Dialogue: the dialogue flows naturally enough, with a caution to be careful of missing words, that make a sentence or two sound a little off. The pacing in the conversations is good and it doesn't take from the smooth flow of the unfolding here. Good job there.

Cover: the cover is beautiful, elegant, my only complaint is that the font is slightly too close together, and your name is not on the cover. The author's name should always be on the cover, whether it is your pen name or account name, it makes it easier for readers to know who you are, it is one sure way of making sure your loyal readers come back to you.

Summary: the summary leaves enough of a mystery to keep the reader interested and make them want to read your book.
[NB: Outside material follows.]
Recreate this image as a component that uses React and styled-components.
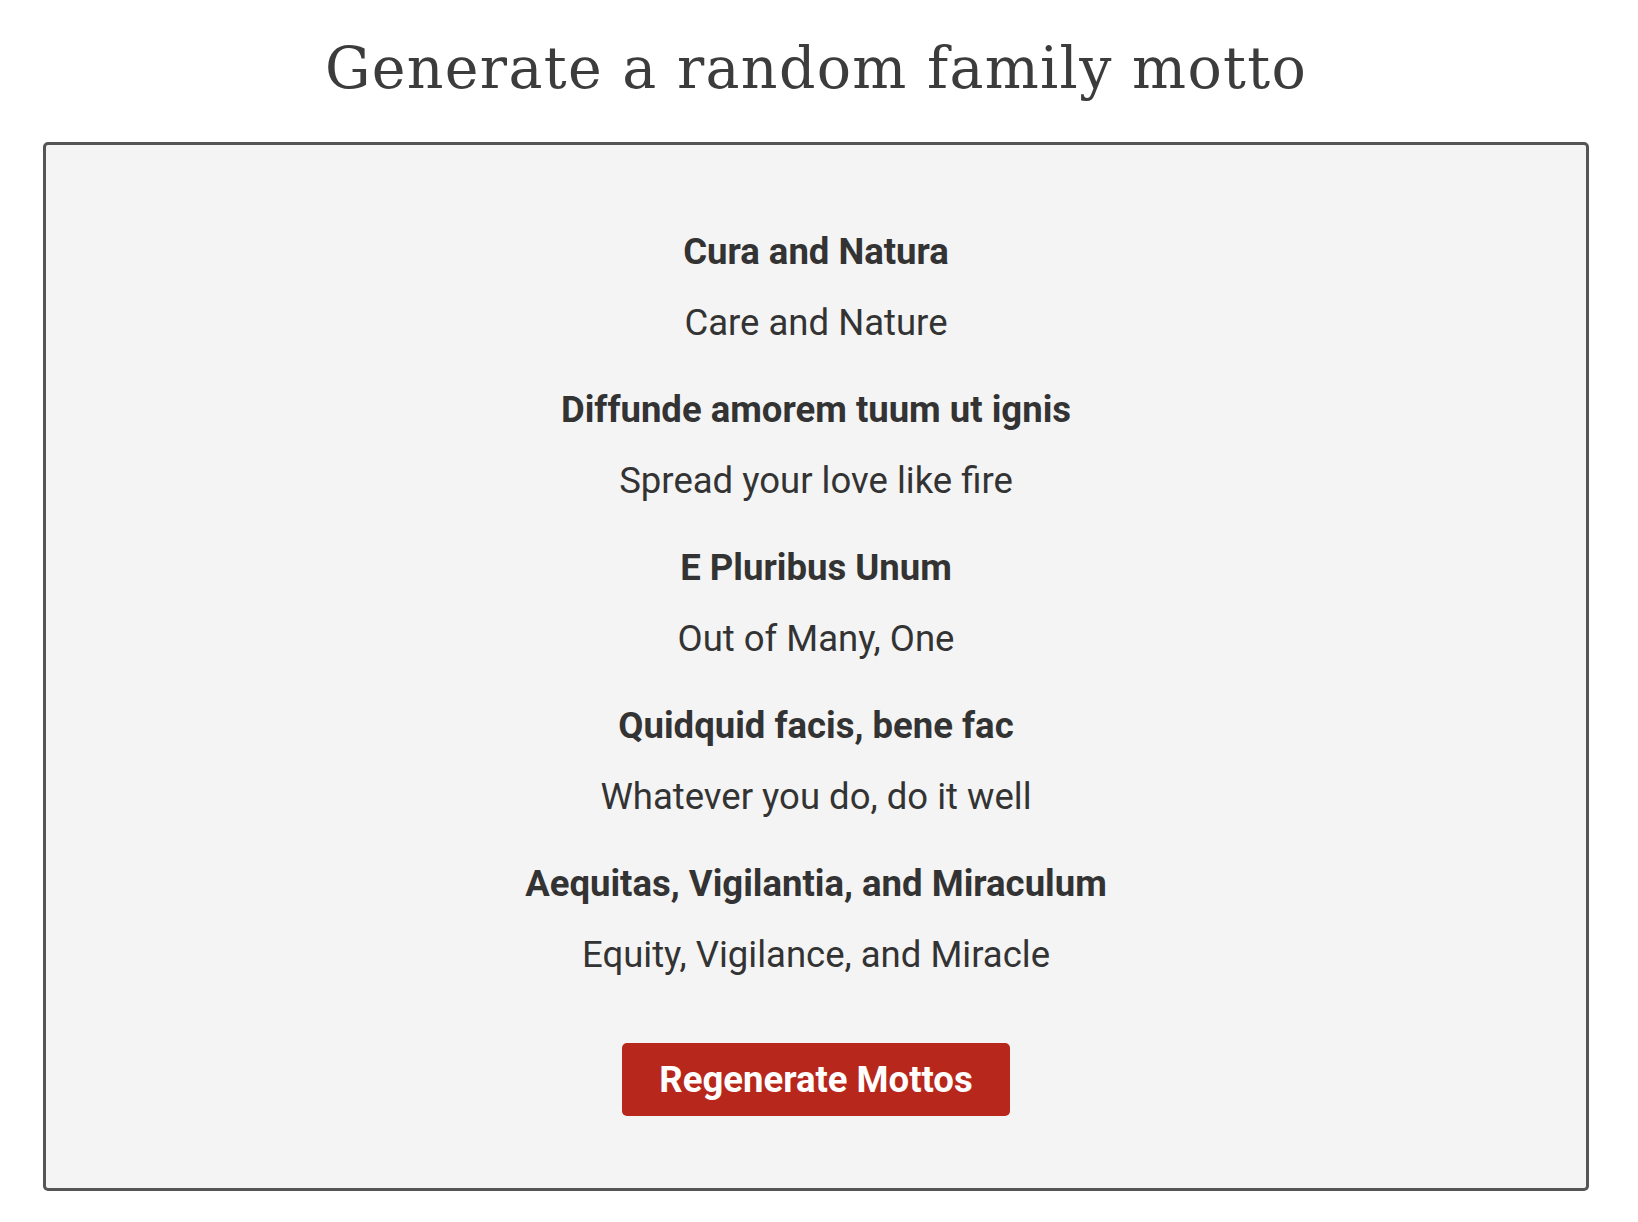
import React, { useState } from "react";
import styled, { createGlobalStyle } from "styled-components";

const GlobalStyle = createGlobalStyle`
  html, body {
    margin: 0;
    padding: 0;
    background: #ffffff;
  }
  body {
    font-family: Roboto, "Liberation Sans", Arial, sans-serif;
    color: #333333;
  }
`;

const Page = styled.main`
  display: flex;
  flex-direction: column;
  padding: 0 49px 0 43px;
`;

const Title = styled.h1`
  margin: 0;
  height: 142px;
  display: flex;
  align-items: center;
  justify-content: center;
  padding-bottom: 6px;
  box-sizing: border-box;
  font-family: "DejaVu Serif", "Liberation Serif", serif;
  font-weight: 400;
  font-size: 57px;
  letter-spacing: 1.3px;
  color: #3c3c3c;
`;

const Panel = styled.section`
  display: flex;
  flex-direction: column;
  align-items: center;
  background: #f4f4f4;
  border: 3px solid #555555;
  border-radius: 5px;
  padding: 87px 20px 72px;
`;

const MottoList = styled.ul`
  list-style: none;
  margin: 0;
  padding: 0;
  display: flex;
  flex-direction: column;
  align-items: center;
  gap: 47px;
`;

const Motto = styled.li`
  display: flex;
  flex-direction: column;
  align-items: center;
  gap: 31px;
`;

const Latin = styled.h3`
  margin: 0;
  font-size: 36.5px;
  line-height: 40px;
  font-weight: 700;
  color: #333333;
`;

const English = styled.p`
  margin: 0;
  font-size: 36.5px;
  line-height: 40px;
  font-weight: 400;
  color: #333333;
`;

const RegenerateButton = styled.button`
  margin-top: 68px;
  height: 73px;
  padding: 0 37px;
  border: none;
  border-radius: 5px;
  background: #b8271c;
  color: #ffffff;
  font-family: Roboto, "Liberation Sans", Arial, sans-serif;
  font-size: 36.5px;
  font-weight: 700;
  cursor: pointer;
`;

const mottos = [
  { latin: "Cura and Natura", english: "Care and Nature" },
  { latin: "Diffunde amorem tuum ut ignis", english: "Spread your love like fire" },
  { latin: "E Pluribus Unum", english: "Out of Many, One" },
  { latin: "Quidquid facis, bene fac", english: "Whatever you do, do it well" },
  { latin: "Aequitas, Vigilantia, and Miraculum", english: "Equity, Vigilance, and Miracle" },
];

const App = () => {
  const [list, setList] = useState(mottos);

  const regenerate = () => {
    setList([...list].sort(() => Math.random() - 0.5));
  };

  return (
    <>
      <GlobalStyle />
      <Page>
        <Title>Generate a random family motto</Title>
        <Panel>
          <MottoList>
            {list.map((m, i) => (
              <Motto key={i}>
                <Latin>{m.latin}</Latin>
                <English>{m.english}</English>
              </Motto>
            ))}
          </MottoList>
          <RegenerateButton onClick={regenerate}>Regenerate Mottos</RegenerateButton>
        </Panel>
      </Page>
    </>
  );
};

export default App;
It also gives the readers just enough to want to look into the book and start reading. [Side note: the tags are very enticing.]

Jasmine overall notes: I will advise you to look into downloading the Grammarly program to your PC, laptop, and or mobile device just so that it can help smooth out all the minor errors and keep the story looking neat and lovely as possible. You are a very good writer and your story is very well written. There are little to no complaints from me, only my deep need to really know what happened to Aster and the people around her. Great work and good luck in the future.



Review done by Khala

🔴 Writing Style

⭐️⭐️⭐️= 0.6

🔴 Grammar and Punctuation

⭐️⭐️⭐️= 0.6

🔴 Dialogue

⭐️⭐️⭐️⭐️ = 0.8

🔴 Cover

⭐️⭐️⭐️⭐️= 0.8

🔴 Summary

⭐️⭐⭐⭐= 0.8

Khala's Total = 3.6


Writing style: I feel like you should do some small descriptions since the readers can't really tell where there are. Make it so that the readers can picture it perfectly. Use action words. It helps readers know what's going on. Other than that there was a time when I didn't know what was happening to the character. You should proofread it or have an adult or fellow writer look at it.

Grammar & Punctuation: Nothing is wrong with grammar or punctuation. You capitalized on important words. You put commas in the right spot. Great job. There are people that don't really know when to put a comma and you for sure know what you are doing.

Dialogue: The conversations are good. Try and look at the sentences so they aren't missing and words so it doesn't seem a little off.

Cover: The cover is gorgeous. The best I have seen in a long time while reading a story. But a cover always needs the author's name on it. So I suggest you do that.

Summary: I like the summary. I like how you didn't put too much information but enough for the readers to want to read more. Wonderful job on that.

Khala's overall notes: I don't have much to say except the story was great and I like your writing style. You are a good writer and your books are wonderful. I enjoyed it and ready to read the rest.